What we are seeing is a probe, a sortie, gamesmanship. The owners and Commissioner Gary Bettman have to know better than to expect the players will accept a whopping reduction in their share of revenue. That hefty cut and some of the other demands are so extreme that it's uncertain if the players will even be able to use the league's opening offer as a basis on which to start negotiating. If the players reject it, perhaps it will give the owners a little public image boost, but that isn't the main intent.

To review, the CBA proposal (as first reported over Twitter by RDS's Renaud Lavoie and by Larry Brooks in The New York Post) calls for:

• A reduction in the players’ share of hockey related revenues (HRR) from 57 per cent to 46 percent. The NHL also wants to redefine, and thereby shrink, the HRR pie, cutting players' salaries by 20-to-22 percent depending on whose estimate you use.

• An increase from seven to 10 in the number of seasons a player must put in before he is eligible for unrestricted free agency.

• An increase in the term of entry-level contracts from three years to five.

• Limiting long-term contracts to five years.
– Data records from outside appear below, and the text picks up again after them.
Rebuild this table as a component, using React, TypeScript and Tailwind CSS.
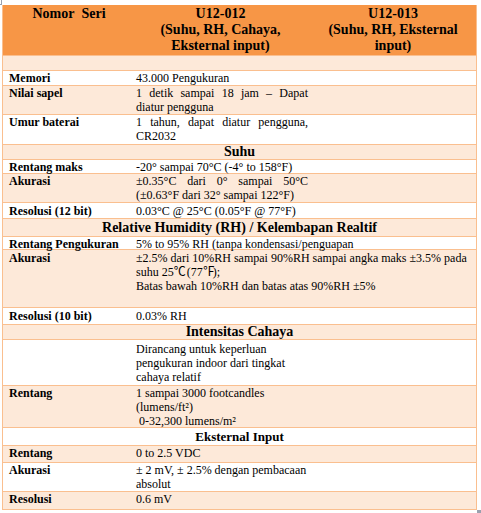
const LIGHT = "bg-[#FDE9D9]";
const WHITE = "bg-white";

type Row =
  | { kind: "section"; title: string; bg: string; h: string; text: string }
  | {
      kind: "data";
      label: string;
      bg: string;
      h: string;
      lines: React.ReactNode[];
      justify?: boolean;
      span?: boolean;
      pad?: string;
    };

// narrow the full-width ℃ / ℉ glyphs so the line keeps its width
const Deg = ({ c }: { c: string }) => <span className="tracking-[-2px]">{c}</span>;

const rows: Row[] = [
  { kind: "data", label: "Memori", bg: WHITE, h: "h-[15px]", lines: ["43.000 Pengukuran"] },
  { kind: "data", label: "Nilai sapel", bg: LIGHT, h: "h-[29px]", lines: ["1 detik sampai 18 jam – Dapat", "diatur pengguna"], justify: true },
  { kind: "data", label: "Umur baterai", bg: WHITE, h: "h-[30px]", lines: ["1 tahun, dapat diatur pengguna,", "CR2032"], justify: true },
  { kind: "section", title: "Suhu", bg: LIGHT, h: "h-[15px]", text: "text-[14px] leading-[14px]" },
  { kind: "data", label: "Rentang maks", bg: WHITE, h: "h-[14px]", lines: ["-20° sampai 70°C (-4° to 158°F)"] },
  { kind: "data", label: "Akurasi", bg: LIGHT, h: "h-[29px]", lines: ["±0.35°C dari 0° sampai 50°C", "(±0.63°F dari 32° sampai 122°F)"], justify: true },
  { kind: "data", label: "Resolusi (12 bit)", bg: WHITE, h: "h-[16px]", lines: ["0.03°C @ 25°C (0.05°F @ 77°F)"], pad: "pt-[1px]" },
  { kind: "section", title: "Relative Humidity (RH) / Kelembapan Realtif", bg: LIGHT, h: "h-[18px]", text: "text-[14px] leading-[17px]" },
  { kind: "data", label: "Rentang Pengukuran", bg: WHITE, h: "h-[13px]", lines: ["5% to 95% RH (tanpa kondensasi/penguapan"], span: true },
  {
    kind: "data",
    label: "Akurasi",
    bg: LIGHT,
    h: "h-[58px]",
    lines: [
      "±2.5% dari 10%RH sampai 90%RH sampai angka maks ±3.5% pada",
      <>
        suhu 25<Deg c="℃" />&nbsp;(77<Deg c="℉" />);
      </>,
      "Batas bawah 10%RH dan batas atas 90%RH ±5%",
    ],
    span: true,
    pad: "pt-[1px]",
  },
  { kind: "data", label: "Resolusi (10 bit)", bg: WHITE, h: "h-[17px]", lines: ["0.03% RH"], pad: "pt-[1px]" },
  { kind: "section", title: "Intensitas Cahaya", bg: LIGHT, h: "h-[15px]", text: "text-[14px] leading-[14px]" },
  {
    kind: "data",
    label: "",
    bg: WHITE,
    h: "h-[46px]",
    lines: ["Dirancang untuk keperluan", "pengukuran indoor dari tingkat", "cahaya relatif"],
    pad: "pt-[2px] leading-[14.5px]",
  },
  { kind: "data", label: "Rentang", bg: LIGHT, h: "h-[42px]", lines: ["1 sampai 3000 footcandles", "(lumens/ft²)", "\u00a00-32,300 lumens/m²"] },
  { kind: "section", title: "Eksternal Input", bg: WHITE, h: "h-[18px]", text: "text-[13px] leading-[17px]" },
  { kind: "data", label: "Rentang", bg: LIGHT, h: "h-[17px]", lines: ["0 to 2.5 VDC"] },
  { kind: "data", label: "Akurasi", bg: WHITE, h: "h-[29px]", lines: ["± 2 mV, ± 2.5% dengan pembacaan", "absolut"] },
  { kind: "data", label: "Resolusi", bg: LIGHT, h: "h-[18px]", lines: ["0.6 mV"] },
];

function Lines({ lines, justify }: { lines: React.ReactNode[]; justify?: boolean }) {
  return (
    <>
      {lines.map((l, i) => {
        const last = i === lines.length - 1;
        return (
          <span key={i} className={justify && !last ? "block text-justify [text-align-last:justify]" : "block"}>
            {l}
          </span>
        );
      })}
    </>
  );
}

export default function App() {
  return (
    <div
      className="relative w-[481px] h-[513px] bg-white pt-[5px] pl-[2px] text-black"
      style={{ fontFamily: '"Liberation Serif", "Times New Roman", "Noto Sans CJK SC", serif' }}
    >
      <div className="absolute left-0 top-0 w-[2px] h-[5px] border-r border-b border-gray-400" />
      <div className="absolute left-[477px] top-[510px] w-[4px] h-[3px] bg-gray-400" />

      <div className="w-[475px] border-x border-[#FABF8F]">
        {/* header */}
        <div className="grid grid-cols-[128px_179px_166px] h-[51px] bg-[#F79646] border-b border-[#FABF8F] font-bold text-[14px] leading-[16px] text-center pt-[1px]">
          <div className="pl-[4px]">Nomor&nbsp; Seri</div>
          <div>
            U12-012
            <br />
            (Suhu, RH, Cahaya,
            <br />
            Eksternal input)
          </div>
          <div>
            U12-013
            <br />
            (Suhu, RH, Eksternal
            <br />
            input)
          </div>
        </div>
        <div className={`${LIGHT} h-[15px] border-b border-[#FABF8F]`} />

        {rows.map((r, i) =>
          r.kind === "section" ? (
            <div key={i} className={`${r.bg} ${r.h} border-b border-[#FABF8F] text-center font-bold ${r.text}`}>
              {r.title}
            </div>
          ) : (
            <div
              key={i}
              className={`${r.bg} ${r.h} border-b border-[#FABF8F] grid grid-cols-[128px_179px_166px] text-[12px] leading-[14px] whitespace-nowrap ${r.pad ?? ""}`}
            >
              <div className="font-bold pl-[6px]">{r.label}</div>
              {r.span ? (
                <div className="col-span-2 pl-[5px]">
                  <Lines lines={r.lines} />
                </div>
              ) : (
                <>
                  <div className="pl-[5px] pr-[2px]">
                    <Lines lines={r.lines} justify={r.justify} />
                  </div>
                  <div />
                </>
              )}
            </div>
          )
        )}
      </div>
    </div>
  );
}
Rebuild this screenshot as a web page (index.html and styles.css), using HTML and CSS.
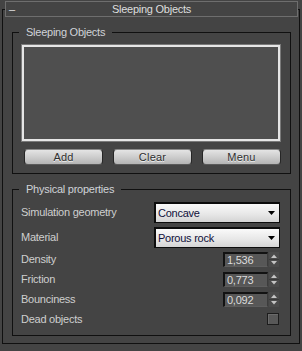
FILE: index.html
```html
<!DOCTYPE html>
<html>
<head>
<meta charset="utf-8">
<link rel="stylesheet" href="styles.css">
</head>
<body>
<div class="frame">
  <div class="rollhead">
    <span class="minus">–</span>
    <span class="rolltitle">Sleeping Objects</span>
    <span></span>
  </div>

  <div class="group g1">
    <span class="legend">Sleeping Objects</span>
    <div class="listbox"></div>
    <div class="btnrow">
      <button class="btn">Add</button>
      <button class="btn">Clear</button>
      <button class="btn">Menu</button>
    </div>
  </div>

  <div class="group g2">
    <span class="legend">Physical properties</span>
    <div class="rows">
      <div class="row dd">
        <span class="lbl">Simulation geometry</span>
        <div class="select"><span class="selval">Concave</span><svg class="ddarrow" width="7" height="4" viewBox="0 0 7 4"><polygon points="0,0 7,0 3.5,4" fill="#000"/></svg></div>
      </div>
      <div class="row dd">
        <span class="lbl">Material</span>
        <div class="select"><span class="selval">Porous rock</span><svg class="ddarrow" width="7" height="4" viewBox="0 0 7 4"><polygon points="0,0 7,0 3.5,4" fill="#000"/></svg></div>
      </div>
      <div class="row sp">
        <span class="lbl">Density</span>
        <div class="spinner"><span class="spinval">1,536</span><svg class="spinbtn" width="10" height="15" viewBox="0 0 10 15"><rect x="0" y="0" width="10" height="15" fill="#4b4b4b"/><line x1="0" y1="7.5" x2="10" y2="7.5" stroke="#3a3a3a"/><polygon points="2,6 8,6 5,2.5" fill="#c4c4c4"/><polygon points="2,9 8,9 5,12.5" fill="#c4c4c4"/></svg></div>
      </div>
      <div class="row sp">
        <span class="lbl">Friction</span>
        <div class="spinner"><span class="spinval">0,773</span><svg class="spinbtn" width="10" height="15" viewBox="0 0 10 15"><rect x="0" y="0" width="10" height="15" fill="#4b4b4b"/><line x1="0" y1="7.5" x2="10" y2="7.5" stroke="#3a3a3a"/><polygon points="2,6 8,6 5,2.5" fill="#c4c4c4"/><polygon points="2,9 8,9 5,12.5" fill="#c4c4c4"/></svg></div>
      </div>
      <div class="row sp">
        <span class="lbl">Bounciness</span>
        <div class="spinner"><span class="spinval">0,092</span><svg class="spinbtn" width="10" height="15" viewBox="0 0 10 15"><rect x="0" y="0" width="10" height="15" fill="#4b4b4b"/><line x1="0" y1="7.5" x2="10" y2="7.5" stroke="#3a3a3a"/><polygon points="2,6 8,6 5,2.5" fill="#c4c4c4"/><polygon points="2,9 8,9 5,12.5" fill="#c4c4c4"/></svg></div>
      </div>
      <div class="row ck">
        <span class="lbl">Dead objects</span>
        <span class="check"></span>
      </div>
    </div>
  </div>
</div>
</body>
</html>
```

FILE: styles.css
```css
html, body {
  margin: 0;
  padding: 0;
  background: #444444;
}
body {
  font-family: "Liberation Sans", Arial, sans-serif;
  font-size: 11px;
  letter-spacing: -0.25px;
  color: #d0d0d0;
}
.frame {
  box-sizing: border-box;
  width: 298px;
  margin: 9px 0 0 2px;
  border: 1px solid #101010;
  padding: 0 0 7px 0;
  display: flex;
  flex-direction: column;
}
.rollhead {
  box-sizing: border-box;
  height: 16px;
  margin: -9px 1px 0 2px;
  border: 1px solid #6e6e6e;
  background: #444444;
  display: grid;
  grid-template-columns: 1fr auto 1fr;
  align-items: center;
}
.minus {
  padding-left: 3px;
  color: #e0e0e0;
  line-height: 12px;
}
.rolltitle {
  color: #dedede;
  line-height: 13px;
}
.group {
  box-sizing: border-box;
  width: 279px;
  margin: 15px 8px 0 9px;
  border: 1px solid #101010;
  display: flex;
  flex-direction: column;
}
.legend {
  align-self: flex-start;
  margin: -7px 0 0 6px;
  padding: 0 7px;
  height: 13px;
  line-height: 13px;
  background: #444444;
  color: #d0d3d8;
}
.listbox {
  box-sizing: border-box;
  width: 258px;
  height: 96px;
  margin: 6px 0 0 9px;
  border: 2px solid #e6e6e6;
  box-shadow: 0 0 0 1px #7a7a7a;
  background: #4f4f4f;
}
.btnrow {
  display: flex;
  gap: 10px;
  margin: 8px 0 8px 11px;
}
.btn {
  box-sizing: border-box;
  width: 79px;
  height: 16px;
  padding: 0;
  border: 1px solid #262626;
  border-top-color: #8a8a8a;
  border-bottom-color: #5a5a5a;
  border-radius: 4px;
  background: linear-gradient(#e4e4e4, #cfcfcf 45%, #b4b4b4);
  font-family: "Liberation Sans", Arial, sans-serif;
  font-size: 11px;
  letter-spacing: 0.2px;
  color: #2e2e2e;
  text-shadow: 0 1px 0 #efefef;
  line-height: 14px;
}
.rows {
  display: flex;
  flex-direction: column;
  margin: 6px 10px 9px 8px;
}
.row {
  display: flex;
  align-items: center;
  justify-content: space-between;
}
.row.dd {
  height: 21px;
  margin-bottom: 4px;
}
.row.sp {
  height: 15px;
  margin-bottom: 5px;
}
.row.ck {
  height: 14px;
}
.lbl {
  color: #cfcfcf;
  line-height: 13px;
}
.select {
  box-sizing: border-box;
  width: 126px;
  height: 21px;
  border: 1px solid #0c0c0c;
  border-top-width: 2px;
  border-left-width: 2px;
  background: linear-gradient(#fafafa, #e6e6e6 60%, #d4d4d4);
  display: flex;
  align-items: center;
  justify-content: space-between;
  padding: 0 4px 0 2px;
}
.selval {
  color: #10103a;
  line-height: 13px;
}
.ddarrow {
  display: block;
}
.spinner {
  display: flex;
  align-items: stretch;
  gap: 1px;
  margin-right: 1px;
  height: 15px;
}
.spinval {
  box-sizing: border-box;
  width: 45px;
  height: 15px;
  border-top: 2px solid #121212;
  border-left: 2px solid #121212;
  border-right: 1px solid #3c3c3c;
  border-bottom: 1px solid #5e5e5e;
  background: #575757;
  color: #dcdcdc;
  padding-left: 2px;
  line-height: 12px;
}
.spinbtn {
  display: block;
}
.check {
  box-sizing: border-box;
  width: 12px;
  height: 12px;
  margin-right: 1px;
  border: 1px solid #1c1c1c;
  background: #585858;
  box-shadow: inset 1px 1px 0 #6a6a6a;
}
```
There is currently no limit.

• The abolition of salary arbitration.

So what was the players' first reaction? We don't know because, after being presented with the proposal, Fehr and the various union members who were at Friday's meeting with him didn't utter a thing about it in public. Fehr only commented, "There's not a lot to say" other than "we had a good and a frank exchange of views." (video). Both he and Bettman remarked that it would be counterproductive to the negotiations to reveal the substance of their discussions. Only leaks later that evening brought details of the proposal to light. But one reporter happened to ask Fehr what he thought of salary rollbacks, and Fehr responded, "I think what most people representing employees would think of salary rollbacks, what I'm sure you would think about salary rollbacks if they were coming to you. You don't have to be a genius to figure out what that is." Fehr has previously stated the players' union opposes a rollback of its share of revenue.

On Friday afternoon, Fehr said he had already begun discussing with NHLPA membership what came up at the bargaining session and that he planned to continue informing membership through the weekend, so we may shortly learn how the players reacted to the league's stance, maybe no later than Wednesday when the next get-together is scheduled in New York. More talks are set for Thursday and Friday. Up until now, little has been said by either side on any matter. As I wrote last week, that quietude might be a good thing because it signaled that some progress was being made on smaller issues. It also indicated that the two sides want to keep things cordial and businesslike. They don't want the talks to degenerate into overheated debates in front of microphones, probably recognizing that such a thing -- especially at this early date in the talks -- would be neither wise nor fruitful.

Compared to Friday's public response by the NHLPA, the reactions among media observers to the league's proposal were sharp and, for the most part, opposed to the owners' position. (If you'd like a sample, you can click on the links in the first paragraph -- and we'll add this one by Jonathan Willis blogging for The Edmonton Journal, which presents an intriguing case for why aspects of the offer aren't in the league's own best interests.) After hearing glowing reports for years about how well the NHL is faring business-wise, many who cover the sport find it hard to reconcile record-breaking revenues with the owners' desire to cut themselves a larger slice of the money pie.

The league's position is that too many teams are losing money. The franchises doing well are doing very well, but the have-not clubs are suffering under the current system. More than a few commentators (Mike Russo of The Minneapolis Star-Tribune among them) made note of the fact that the NHL locked out the players for an entire season to achieve this current salary cap system, one it claimed was necessary to level the playing field between rich and poor clubs and solve the game's economic woes. Obviously, that hasn't happened -- a major point also made by the anonymous "Player," an active NHLer who writes occasional posts for Yahoo's Puck Daddy Blog. In a terrific piece last week, he pointed out that even though the players have done well since the salary cap was installed, under the new system the owners' revenues increased 50 per cent while the players' salaries increased by only 15.

"In real terms," Player wrote, "the amount of money that the owners have 'saved' since 2004 — that is the difference between paying the players three-quarters of revenues vs. 57 percent of revenues — is in excess of $3 billion. If the League asks us to reduce our share to a straight 50/50 split, thus lowering the cap via what amounts to a 12.3-percent rollback, our question will be, 'Why?' One could predict that the NHL will concede that while some teams are doing well, others are barely hanging on. If that is the case, is it the players' responsibility to bail them out? Haven't we been down that road before?

"Bettman got the system he wanted, one that he assured us would give us 30 healthy teams. My opinion is that if we have teams that are 'sick,' as we surely do, then simply re-setting salaries once again will neither be palatable to the players nor will it really fix the problem. Not in the long term. History has shown us that. Clearly the system, as it exists now, does not work for everyone. If we simply roll back salaries again, who's to say we won't find ourselves in the same position five or seven years from now? Once reset, the cap (and the floor) will simply rise again over time as revenues rise. Then we are back to square one."

The Player went on to make the case for more and better revenue sharing among ownership and got into good detail about why and how the current limited system is dicey. His blog post is well worth reading.

If this player's perception of the current state of the league and its finances is widely shared in the union, and if the ranks are unified and strong enough in their convictions to hold their ground, then the first major proposal floated by the NHL isn't going to have much, if any, traction going forward.